**The records:**
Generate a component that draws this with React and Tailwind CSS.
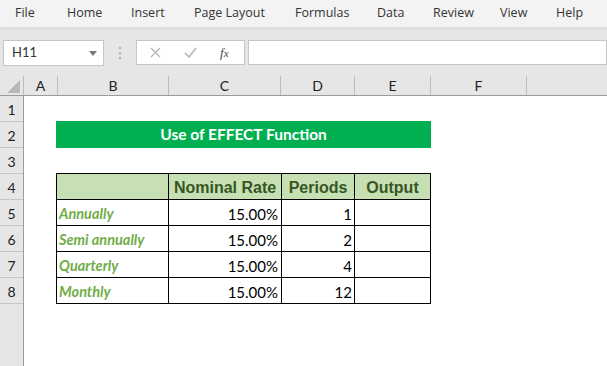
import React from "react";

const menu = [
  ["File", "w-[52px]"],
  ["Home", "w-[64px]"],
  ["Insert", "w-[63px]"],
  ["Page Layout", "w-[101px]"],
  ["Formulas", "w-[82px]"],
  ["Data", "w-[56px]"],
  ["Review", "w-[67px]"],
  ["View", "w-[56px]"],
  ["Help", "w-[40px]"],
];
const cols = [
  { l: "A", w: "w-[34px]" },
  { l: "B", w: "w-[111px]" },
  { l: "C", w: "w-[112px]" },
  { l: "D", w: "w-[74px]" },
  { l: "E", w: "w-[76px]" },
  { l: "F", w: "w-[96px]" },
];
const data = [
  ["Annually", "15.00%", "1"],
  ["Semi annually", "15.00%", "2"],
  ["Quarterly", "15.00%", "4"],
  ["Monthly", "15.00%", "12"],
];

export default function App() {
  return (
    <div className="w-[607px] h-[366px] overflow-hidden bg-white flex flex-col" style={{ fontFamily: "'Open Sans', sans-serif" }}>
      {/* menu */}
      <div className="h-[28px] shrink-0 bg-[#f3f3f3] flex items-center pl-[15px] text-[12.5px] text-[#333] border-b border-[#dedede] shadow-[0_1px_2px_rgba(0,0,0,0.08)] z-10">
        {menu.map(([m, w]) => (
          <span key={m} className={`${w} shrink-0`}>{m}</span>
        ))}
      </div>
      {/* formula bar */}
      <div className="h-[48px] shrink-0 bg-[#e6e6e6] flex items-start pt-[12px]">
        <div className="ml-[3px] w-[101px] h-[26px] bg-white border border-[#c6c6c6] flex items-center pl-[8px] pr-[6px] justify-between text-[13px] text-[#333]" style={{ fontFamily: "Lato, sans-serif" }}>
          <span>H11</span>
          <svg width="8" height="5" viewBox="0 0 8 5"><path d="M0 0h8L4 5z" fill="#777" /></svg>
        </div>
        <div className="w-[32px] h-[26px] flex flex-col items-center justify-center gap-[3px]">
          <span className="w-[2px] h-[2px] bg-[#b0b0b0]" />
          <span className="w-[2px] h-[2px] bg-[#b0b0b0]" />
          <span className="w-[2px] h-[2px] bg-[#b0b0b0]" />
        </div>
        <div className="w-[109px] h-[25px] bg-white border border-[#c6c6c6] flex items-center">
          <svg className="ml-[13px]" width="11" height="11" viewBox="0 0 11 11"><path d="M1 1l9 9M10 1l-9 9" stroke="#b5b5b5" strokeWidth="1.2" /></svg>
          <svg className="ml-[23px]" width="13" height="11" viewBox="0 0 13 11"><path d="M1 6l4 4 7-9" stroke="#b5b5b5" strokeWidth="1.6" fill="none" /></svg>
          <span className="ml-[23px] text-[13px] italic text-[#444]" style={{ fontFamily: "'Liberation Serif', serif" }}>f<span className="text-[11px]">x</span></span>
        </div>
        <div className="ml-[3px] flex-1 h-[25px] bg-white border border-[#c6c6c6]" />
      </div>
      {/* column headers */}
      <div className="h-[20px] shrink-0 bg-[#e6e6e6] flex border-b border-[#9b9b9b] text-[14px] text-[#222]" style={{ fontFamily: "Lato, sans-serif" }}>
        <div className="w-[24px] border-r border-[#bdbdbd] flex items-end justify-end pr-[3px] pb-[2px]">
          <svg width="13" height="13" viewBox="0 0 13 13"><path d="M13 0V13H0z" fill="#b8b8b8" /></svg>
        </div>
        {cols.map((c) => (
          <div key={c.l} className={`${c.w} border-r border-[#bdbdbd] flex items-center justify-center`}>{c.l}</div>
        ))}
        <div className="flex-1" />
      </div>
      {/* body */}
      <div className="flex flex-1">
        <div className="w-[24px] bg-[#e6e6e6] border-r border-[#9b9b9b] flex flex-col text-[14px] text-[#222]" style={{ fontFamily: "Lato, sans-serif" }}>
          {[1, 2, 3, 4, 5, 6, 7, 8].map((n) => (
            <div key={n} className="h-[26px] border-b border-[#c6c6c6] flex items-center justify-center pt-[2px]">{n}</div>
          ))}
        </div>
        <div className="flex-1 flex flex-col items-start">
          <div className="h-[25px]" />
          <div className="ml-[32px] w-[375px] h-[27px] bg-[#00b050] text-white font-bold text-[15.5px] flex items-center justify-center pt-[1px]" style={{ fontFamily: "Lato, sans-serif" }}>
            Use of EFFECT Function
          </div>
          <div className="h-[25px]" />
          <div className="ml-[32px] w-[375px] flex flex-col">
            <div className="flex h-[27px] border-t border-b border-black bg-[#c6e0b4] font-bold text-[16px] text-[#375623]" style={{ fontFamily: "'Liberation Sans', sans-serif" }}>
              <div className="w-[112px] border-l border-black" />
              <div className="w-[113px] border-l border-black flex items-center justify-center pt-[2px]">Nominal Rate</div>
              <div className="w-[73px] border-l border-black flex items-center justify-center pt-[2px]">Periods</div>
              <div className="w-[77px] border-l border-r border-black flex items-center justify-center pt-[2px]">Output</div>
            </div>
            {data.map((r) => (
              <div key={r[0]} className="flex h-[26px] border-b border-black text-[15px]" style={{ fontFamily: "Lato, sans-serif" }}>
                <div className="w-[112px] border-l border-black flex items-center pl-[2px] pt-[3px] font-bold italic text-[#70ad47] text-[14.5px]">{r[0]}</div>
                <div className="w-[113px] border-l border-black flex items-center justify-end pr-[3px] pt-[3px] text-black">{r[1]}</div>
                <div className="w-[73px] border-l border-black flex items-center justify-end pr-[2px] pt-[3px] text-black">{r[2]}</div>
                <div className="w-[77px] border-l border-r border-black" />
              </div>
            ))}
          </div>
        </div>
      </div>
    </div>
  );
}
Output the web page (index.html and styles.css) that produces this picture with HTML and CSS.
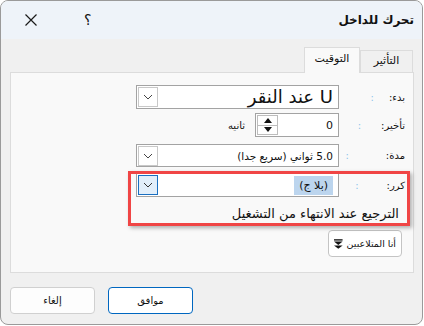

**What to do:** Without the pictures, print the whole listing exactly as given.

**Written answer:**
Generate a component that draws this with React and Tailwind CSS.
import React from "react";

const menu = [
  ["File", "w-[52px]"],
  ["Home", "w-[64px]"],
  ["Insert", "w-[63px]"],
  ["Page Layout", "w-[101px]"],
  ["Formulas", "w-[82px]"],
  ["Data", "w-[56px]"],
  ["Review", "w-[67px]"],
  ["View", "w-[56px]"],
  ["Help", "w-[40px]"],
];
const cols = [
  { l: "A", w: "w-[34px]" },
  { l: "B", w: "w-[111px]" },
  { l: "C", w: "w-[112px]" },
  { l: "D", w: "w-[74px]" },
  { l: "E", w: "w-[76px]" },
  { l: "F", w: "w-[96px]" },
];
const data = [
  ["Annually", "15.00%", "1"],
  ["Semi annually", "15.00%", "2"],
  ["Quarterly", "15.00%", "4"],
  ["Monthly", "15.00%", "12"],
];

export default function App() {
  return (
    <div className="w-[607px] h-[366px] overflow-hidden bg-white flex flex-col" style={{ fontFamily: "'Open Sans', sans-serif" }}>
      {/* menu */}
      <div className="h-[28px] shrink-0 bg-[#f3f3f3] flex items-center pl-[15px] text-[12.5px] text-[#333] border-b border-[#dedede] shadow-[0_1px_2px_rgba(0,0,0,0.08)] z-10">
        {menu.map(([m, w]) => (
          <span key={m} className={`${w} shrink-0`}>{m}</span>
        ))}
      </div>
      {/* formula bar */}
      <div className="h-[48px] shrink-0 bg-[#e6e6e6] flex items-start pt-[12px]">
        <div className="ml-[3px] w-[101px] h-[26px] bg-white border border-[#c6c6c6] flex items-center pl-[8px] pr-[6px] justify-between text-[13px] text-[#333]" style={{ fontFamily: "Lato, sans-serif" }}>
          <span>H11</span>
          <svg width="8" height="5" viewBox="0 0 8 5"><path d="M0 0h8L4 5z" fill="#777" /></svg>
        </div>
        <div className="w-[32px] h-[26px] flex flex-col items-center justify-center gap-[3px]">
          <span className="w-[2px] h-[2px] bg-[#b0b0b0]" />
          <span className="w-[2px] h-[2px] bg-[#b0b0b0]" />
          <span className="w-[2px] h-[2px] bg-[#b0b0b0]" />
        </div>
        <div className="w-[109px] h-[25px] bg-white border border-[#c6c6c6] flex items-center">
          <svg className="ml-[13px]" width="11" height="11" viewBox="0 0 11 11"><path d="M1 1l9 9M10 1l-9 9" stroke="#b5b5b5" strokeWidth="1.2" /></svg>
          <svg className="ml-[23px]" width="13" height="11" viewBox="0 0 13 11"><path d="M1 6l4 4 7-9" stroke="#b5b5b5" strokeWidth="1.6" fill="none" /></svg>
          <span className="ml-[23px] text-[13px] italic text-[#444]" style={{ fontFamily: "'Liberation Serif', serif" }}>f<span className="text-[11px]">x</span></span>
        </div>
        <div className="ml-[3px] flex-1 h-[25px] bg-white border border-[#c6c6c6]" />
      </div>
      {/* column headers */}
      <div className="h-[20px] shrink-0 bg-[#e6e6e6] flex border-b border-[#9b9b9b] text-[14px] text-[#222]" style={{ fontFamily: "Lato, sans-serif" }}>
        <div className="w-[24px] border-r border-[#bdbdbd] flex items-end justify-end pr-[3px] pb-[2px]">
          <svg width="13" height="13" viewBox="0 0 13 13"><path d="M13 0V13H0z" fill="#b8b8b8" /></svg>
        </div>
        {cols.map((c) => (
          <div key={c.l} className={`${c.w} border-r border-[#bdbdbd] flex items-center justify-center`}>{c.l}</div>
        ))}
        <div className="flex-1" />
      </div>
      {/* body */}
      <div className="flex flex-1">
        <div className="w-[24px] bg-[#e6e6e6] border-r border-[#9b9b9b] flex flex-col text-[14px] text-[#222]" style={{ fontFamily: "Lato, sans-serif" }}>
          {[1, 2, 3, 4, 5, 6, 7, 8].map((n) => (
            <div key={n} className="h-[26px] border-b border-[#c6c6c6] flex items-center justify-center pt-[2px]">{n}</div>
          ))}
        </div>
        <div className="flex-1 flex flex-col items-start">
          <div className="h-[25px]" />
          <div className="ml-[32px] w-[375px] h-[27px] bg-[#00b050] text-white font-bold text-[15.5px] flex items-center justify-center pt-[1px]" style={{ fontFamily: "Lato, sans-serif" }}>
            Use of EFFECT Function
          </div>
          <div className="h-[25px]" />
          <div className="ml-[32px] w-[375px] flex flex-col">
            <div className="flex h-[27px] border-t border-b border-black bg-[#c6e0b4] font-bold text-[16px] text-[#375623]" style={{ fontFamily: "'Liberation Sans', sans-serif" }}>
              <div className="w-[112px] border-l border-black" />
              <div className="w-[113px] border-l border-black flex items-center justify-center pt-[2px]">Nominal Rate</div>
              <div className="w-[73px] border-l border-black flex items-center justify-center pt-[2px]">Periods</div>
              <div className="w-[77px] border-l border-r border-black flex items-center justify-center pt-[2px]">Output</div>
            </div>
            {data.map((r) => (
              <div key={r[0]} className="flex h-[26px] border-b border-black text-[15px]" style={{ fontFamily: "Lato, sans-serif" }}>
                <div className="w-[112px] border-l border-black flex items-center pl-[2px] pt-[3px] font-bold italic text-[#70ad47] text-[14.5px]">{r[0]}</div>
                <div className="w-[113px] border-l border-black flex items-center justify-end pr-[3px] pt-[3px] text-black">{r[1]}</div>
                <div className="w-[73px] border-l border-black flex items-center justify-end pr-[2px] pt-[3px] text-black">{r[2]}</div>
                <div className="w-[77px] border-l border-r border-black" />
              </div>
            ))}
          </div>
        </div>
      </div>
    </div>
  );
}
Output the web page (index.html and styles.css) that produces this picture with HTML and CSS.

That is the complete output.